SHS emphasizes the need to be able to serve the unique needs of all of our patients, and I fit this ideal well. As an Eritrean American, coming to America when I was just a teen, I have walked more than a mile in the shoes of the immigrant, and feel particularly sensitive to the needs of minorities, combined with a deep respect for differing creeds, and cultures, a reflection of my own diverse heritage; indeed, within Eritrea’s borders, she represents some nine differing ethnicities.
With the level of exposure and experiences I have garnered over the years, I have earned a leadership role in my work, providing for the past eight years, specialized training for precepting new RNs. This experience, coupled with countless examples serving within multidisciplinary medical teams, have developed my own leadership abilities, interpersonal communication skills and more.
The intensity of the program is not in question, to my mind. I feel that I am completely prepared for and expect an intense learning environment. What many call “the pressures of the job”, I find exhilarating and ideal, and have handled within my own, at times unpredictable working environment, as a matter of course. Moreover, having recently successfully completed a challenging BSN program, this will be an excellent and current foundation from which to pursue my graduate degree.
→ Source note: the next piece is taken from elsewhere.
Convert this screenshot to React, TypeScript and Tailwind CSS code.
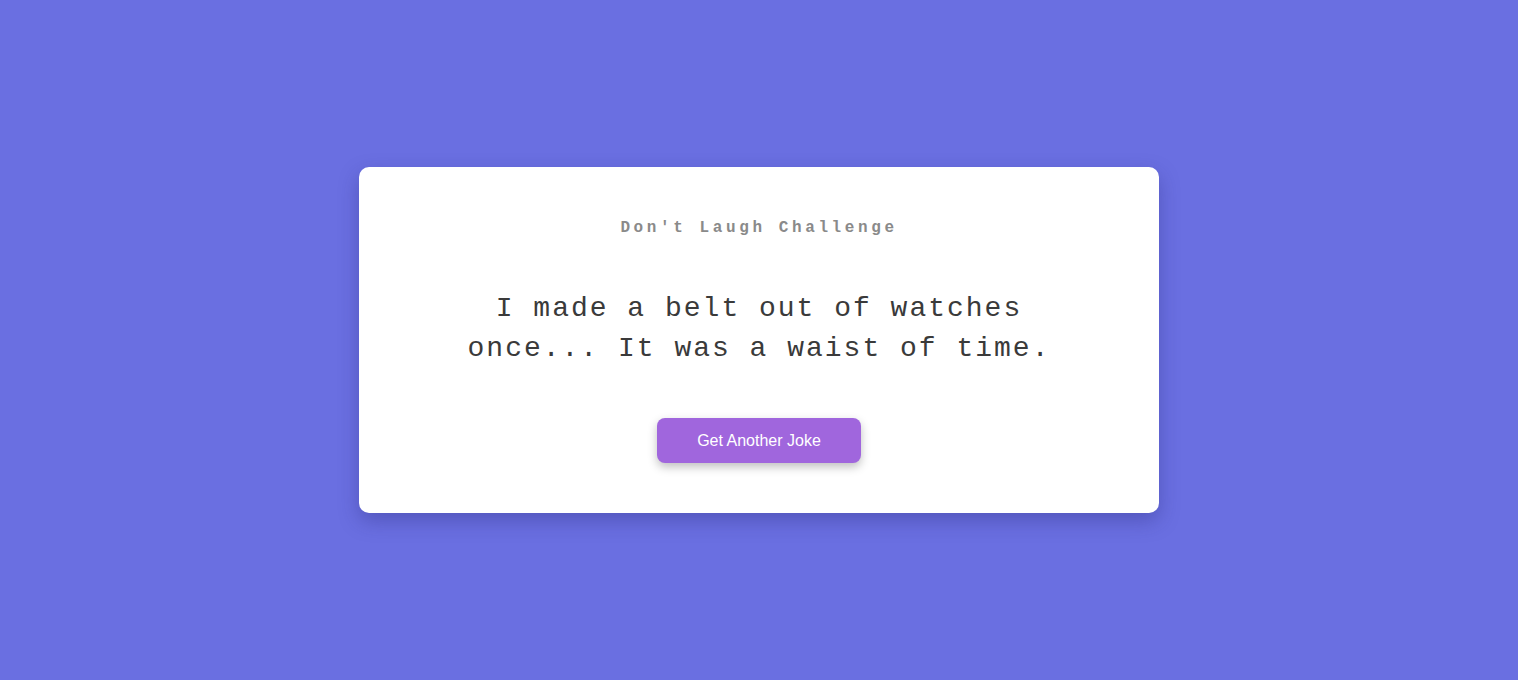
export default function App() {
  return (
    <div className="flex min-h-[680px] w-full items-center justify-center bg-[#6a6fe1]">
      <div className="flex w-[800px] flex-col items-center rounded-[10px] bg-white pb-[50px] pt-[52px] shadow-[0_8px_20px_rgba(40,40,120,0.35)]">
        <h1 className="font-['Liberation_Mono',monospace] text-[16px] font-bold leading-[19px] tracking-[3.6px] text-[#8a8a8a]">
          Don&apos;t Laugh Challenge
        </h1>
        <p className="mt-[51px] max-w-[620px] text-center font-['Liberation_Mono',monospace] text-[28px] leading-[40px] tracking-[2px] text-[#3a3a3a]">
          I made a belt out of watches once... It was a waist of time.
        </p>
        <button className="mt-[49px] rounded-[8px] bg-[#a066dd] px-10 py-[13px] font-['Liberation_Sans',Arial,sans-serif] text-[16px] leading-[19px] text-white shadow-[0_4px_10px_rgba(0,0,0,0.25)]">
          Get Another Joke
        </button>
      </div>
    </div>
  )
}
I see myself contributing to the learning environment in three ways: my cultural competency, that is, my ability to communicate effectively with people of differing backgrounds. This is a skill I have developed from having been immersed in the cultures of three countries on two continents, with a well-rounded worldview that has been permanently altered by these experiences. Secondly, with my academic foundation. I feel that my ability to apply classroom theory to practice will shed light on many other students’ own methodologies, as I learn from theirs’. Thirdly, through my own set of professional nursing experiences, I bring with me exposure in the field, and the sets of lessons learned through doing, and not just classroom theory.
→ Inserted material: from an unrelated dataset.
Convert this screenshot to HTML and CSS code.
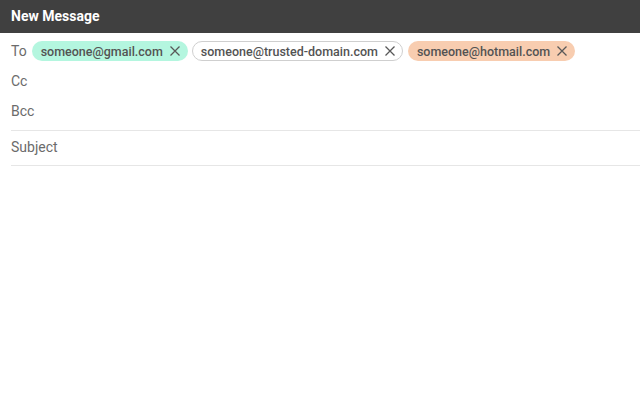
FILE: index.html
```html
<!DOCTYPE html>
<html lang="en">
<head>
    <meta charset="UTF-8">
    <meta name="viewport" content="width=device-width, initial-scale=1.0">
    <title>New Message</title>
    <link rel="stylesheet" href="styles.css">
</head>
<body>
    <div class="header">New Message</div>

    <div class="compose">
        <!-- Recipients -->
        <div class="row to-row">
            <span class="label">To</span>
            <span class="chip chip-gmail">someone@gmail.com
                <svg class="close" viewBox="0 0 12 12"><path d="M1.5 1.5 L10.5 10.5 M10.5 1.5 L1.5 10.5"/></svg>
            </span>
            <span class="chip chip-trusted">someone@trusted-domain.com
                <svg class="close" viewBox="0 0 12 12"><path d="M1.5 1.5 L10.5 10.5 M10.5 1.5 L1.5 10.5"/></svg>
            </span>
            <span class="chip chip-hotmail">someone@hotmail.com
                <svg class="close" viewBox="0 0 12 12"><path d="M1.5 1.5 L10.5 10.5 M10.5 1.5 L1.5 10.5"/></svg>
            </span>
        </div>
        <div class="row"><span class="label">Cc</span></div>
        <div class="row bcc-row"><span class="label">Bcc</span></div>
        <div class="row subject-row"><span class="label">Subject</span></div>
    </div>
</body>
</html>
```

FILE: styles.css
```css
body {
    font-family: Roboto, "Liberation Sans", sans-serif;
    margin: 0;
    padding: 0;
    background-color: white;
}
.header {
    background-color: #404040;
    color: white;
    font-size: 14px;
    font-weight: bold;
    height: 33px;
    padding: 0 11px;
    display: flex;
    align-items: center;
    padding-bottom: 2px;
    box-sizing: border-box;
}
.compose {
    padding-left: 11px;
}
.row {
    display: flex;
    align-items: center;
    height: 30px;
}
.to-row {
    margin-top: 3px;
    gap: 4px;
}
.bcc-row {
    padding-bottom: 4px;
    border-bottom: 1px solid #e6e6e6;
}
.subject-row {
    height: 32px;
    padding-bottom: 2px;
    border-bottom: 1px solid #e6e6e6;
}
.label {
    font-size: 14px;
    color: #6b6b6b;
}
.to-row .label {
    margin-right: 1px;
}
.chip {
    display: inline-flex;
    align-items: center;
    gap: 6px;
    height: 20px;
    box-sizing: border-box;
    padding: 0 7px 0 9px;
    border-radius: 10px;
    font-size: 12.5px;
    font-weight: 500;
    color: #535353;
}
.chip-gmail {
    background-color: #b4f6df;
}
.chip-trusted {
    background-color: white;
    border: 1px solid #cfcfcf;
    padding-left: 8px;
    padding-right: 6px;
}
.chip-hotmail {
    background-color: #f8cdb0;
    margin-left: 1px;
}
.close {
    width: 12px;
    height: 12px;
    stroke: #585858;
    stroke-width: 1.25;
    fill: none;
}
```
Experience in case management alone does not necessarily incorporate all the requisite attributes for a successful FNP candidate. An effective FNP, as well as being clinically skilled, needs to have a highly developed ability to make critical decisions under pressure, combined with an advanced level of knowledge and the ability to lead the multidisciplinary team around them. This ability to lead also brings with it the requirement to understand what needs to be done, coordinate effectively, to practice - confidently - critical judgment as a part of daily practice. Leadership speaks of inspiring a spirit of teamwork, the bringing together of the skills and strengths of your team for the optimum care of the patient.
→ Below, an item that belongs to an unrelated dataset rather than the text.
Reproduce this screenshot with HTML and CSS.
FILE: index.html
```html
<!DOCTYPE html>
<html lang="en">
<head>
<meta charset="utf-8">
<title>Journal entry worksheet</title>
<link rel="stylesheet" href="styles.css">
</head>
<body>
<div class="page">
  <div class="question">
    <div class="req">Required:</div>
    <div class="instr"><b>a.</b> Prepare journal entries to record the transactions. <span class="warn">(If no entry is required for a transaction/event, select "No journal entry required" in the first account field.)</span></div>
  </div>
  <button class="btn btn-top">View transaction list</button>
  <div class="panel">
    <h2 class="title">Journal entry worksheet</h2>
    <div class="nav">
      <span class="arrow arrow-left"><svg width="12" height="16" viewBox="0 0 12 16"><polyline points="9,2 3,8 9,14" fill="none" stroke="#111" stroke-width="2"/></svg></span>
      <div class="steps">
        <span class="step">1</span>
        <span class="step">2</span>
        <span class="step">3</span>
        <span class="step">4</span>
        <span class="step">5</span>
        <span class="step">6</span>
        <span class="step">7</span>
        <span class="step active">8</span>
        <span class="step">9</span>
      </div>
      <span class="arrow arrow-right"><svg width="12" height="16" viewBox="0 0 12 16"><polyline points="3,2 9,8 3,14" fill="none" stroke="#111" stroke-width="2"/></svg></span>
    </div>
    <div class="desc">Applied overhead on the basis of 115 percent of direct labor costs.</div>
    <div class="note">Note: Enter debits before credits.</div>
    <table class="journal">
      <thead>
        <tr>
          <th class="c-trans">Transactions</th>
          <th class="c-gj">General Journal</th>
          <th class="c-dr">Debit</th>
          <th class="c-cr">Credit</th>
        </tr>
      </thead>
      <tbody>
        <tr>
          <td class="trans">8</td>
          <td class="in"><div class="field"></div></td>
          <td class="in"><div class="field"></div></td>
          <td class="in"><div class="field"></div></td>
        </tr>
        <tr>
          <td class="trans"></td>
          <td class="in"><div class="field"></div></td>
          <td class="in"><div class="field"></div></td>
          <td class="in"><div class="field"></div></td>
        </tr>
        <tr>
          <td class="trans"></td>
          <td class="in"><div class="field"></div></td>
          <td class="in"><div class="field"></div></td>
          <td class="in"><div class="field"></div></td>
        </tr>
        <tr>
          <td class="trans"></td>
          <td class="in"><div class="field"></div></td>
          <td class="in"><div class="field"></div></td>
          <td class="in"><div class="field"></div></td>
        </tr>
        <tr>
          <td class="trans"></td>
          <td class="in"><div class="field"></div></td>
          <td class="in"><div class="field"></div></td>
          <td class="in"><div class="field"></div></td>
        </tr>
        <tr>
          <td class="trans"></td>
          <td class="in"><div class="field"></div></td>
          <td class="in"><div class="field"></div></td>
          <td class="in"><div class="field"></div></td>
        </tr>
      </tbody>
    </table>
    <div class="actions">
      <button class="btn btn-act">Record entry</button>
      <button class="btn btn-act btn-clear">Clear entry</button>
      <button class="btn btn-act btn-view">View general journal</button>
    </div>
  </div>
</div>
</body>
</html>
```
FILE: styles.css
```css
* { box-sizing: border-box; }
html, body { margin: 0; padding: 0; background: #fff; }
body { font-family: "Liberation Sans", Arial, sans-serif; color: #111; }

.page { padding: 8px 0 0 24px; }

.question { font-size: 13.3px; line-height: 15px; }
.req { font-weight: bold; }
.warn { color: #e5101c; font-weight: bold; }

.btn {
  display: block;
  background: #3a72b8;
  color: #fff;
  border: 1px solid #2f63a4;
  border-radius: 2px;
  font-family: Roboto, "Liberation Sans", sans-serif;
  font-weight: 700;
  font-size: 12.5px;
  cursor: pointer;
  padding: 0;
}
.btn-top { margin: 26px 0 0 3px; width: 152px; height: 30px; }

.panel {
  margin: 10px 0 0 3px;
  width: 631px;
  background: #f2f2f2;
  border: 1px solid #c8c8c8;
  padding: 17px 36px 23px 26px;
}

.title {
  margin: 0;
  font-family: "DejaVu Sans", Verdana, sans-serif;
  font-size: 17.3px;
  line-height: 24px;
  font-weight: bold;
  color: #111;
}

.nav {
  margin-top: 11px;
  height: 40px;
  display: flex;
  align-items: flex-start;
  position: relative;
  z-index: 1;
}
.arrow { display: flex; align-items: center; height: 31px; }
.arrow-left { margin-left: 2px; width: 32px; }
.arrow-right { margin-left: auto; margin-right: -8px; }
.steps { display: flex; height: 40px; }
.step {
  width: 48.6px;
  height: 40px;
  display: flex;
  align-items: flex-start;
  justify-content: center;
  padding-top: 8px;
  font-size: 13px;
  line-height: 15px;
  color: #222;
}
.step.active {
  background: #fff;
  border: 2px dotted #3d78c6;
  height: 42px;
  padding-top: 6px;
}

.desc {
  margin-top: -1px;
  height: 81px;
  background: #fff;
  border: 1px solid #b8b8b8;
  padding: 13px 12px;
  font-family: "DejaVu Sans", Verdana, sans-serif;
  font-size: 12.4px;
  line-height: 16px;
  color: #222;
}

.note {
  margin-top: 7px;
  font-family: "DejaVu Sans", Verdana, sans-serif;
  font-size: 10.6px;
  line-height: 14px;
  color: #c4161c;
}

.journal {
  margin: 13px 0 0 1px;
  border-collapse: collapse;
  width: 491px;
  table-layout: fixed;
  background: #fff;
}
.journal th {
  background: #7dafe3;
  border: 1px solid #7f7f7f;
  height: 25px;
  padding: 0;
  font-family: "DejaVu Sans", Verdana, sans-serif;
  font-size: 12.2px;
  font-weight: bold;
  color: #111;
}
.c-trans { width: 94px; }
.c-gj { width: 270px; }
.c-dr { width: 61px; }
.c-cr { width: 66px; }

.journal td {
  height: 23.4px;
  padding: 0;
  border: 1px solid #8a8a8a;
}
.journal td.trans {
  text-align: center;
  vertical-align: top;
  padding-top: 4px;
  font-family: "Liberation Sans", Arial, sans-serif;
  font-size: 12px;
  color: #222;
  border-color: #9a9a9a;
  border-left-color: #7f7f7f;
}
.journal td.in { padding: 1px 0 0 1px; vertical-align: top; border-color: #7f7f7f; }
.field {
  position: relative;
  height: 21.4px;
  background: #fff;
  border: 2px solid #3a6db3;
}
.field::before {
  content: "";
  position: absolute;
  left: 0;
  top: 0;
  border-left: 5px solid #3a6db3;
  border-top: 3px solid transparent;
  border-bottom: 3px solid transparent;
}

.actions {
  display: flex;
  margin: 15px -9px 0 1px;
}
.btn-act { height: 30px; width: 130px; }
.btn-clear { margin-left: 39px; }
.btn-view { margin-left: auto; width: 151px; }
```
These past fourteen years have found me working as an RN within a long-term care center, sub-acute unit of two different long-term care facilities, and most recently as a staff nurse and charge nurse within a busy general surgical unit. With each position I have held has come increased responsibility and patient contact. Moreover, in my current position, I have been afforded the chance to precept new RNs, a role that has given me a chance to provide support and give feedback on performance. My latest position has brought me the greatest personal gratification as it has put me into contact with an incredible array of patients, from all manner of backgrounds, ages, and socioeconomic status. This exposure has been invaluable, has solidified my patient-caretaker capabilities, with respect to quickly establishing a rapport and relationship, and feel this will serve me well in my future practice.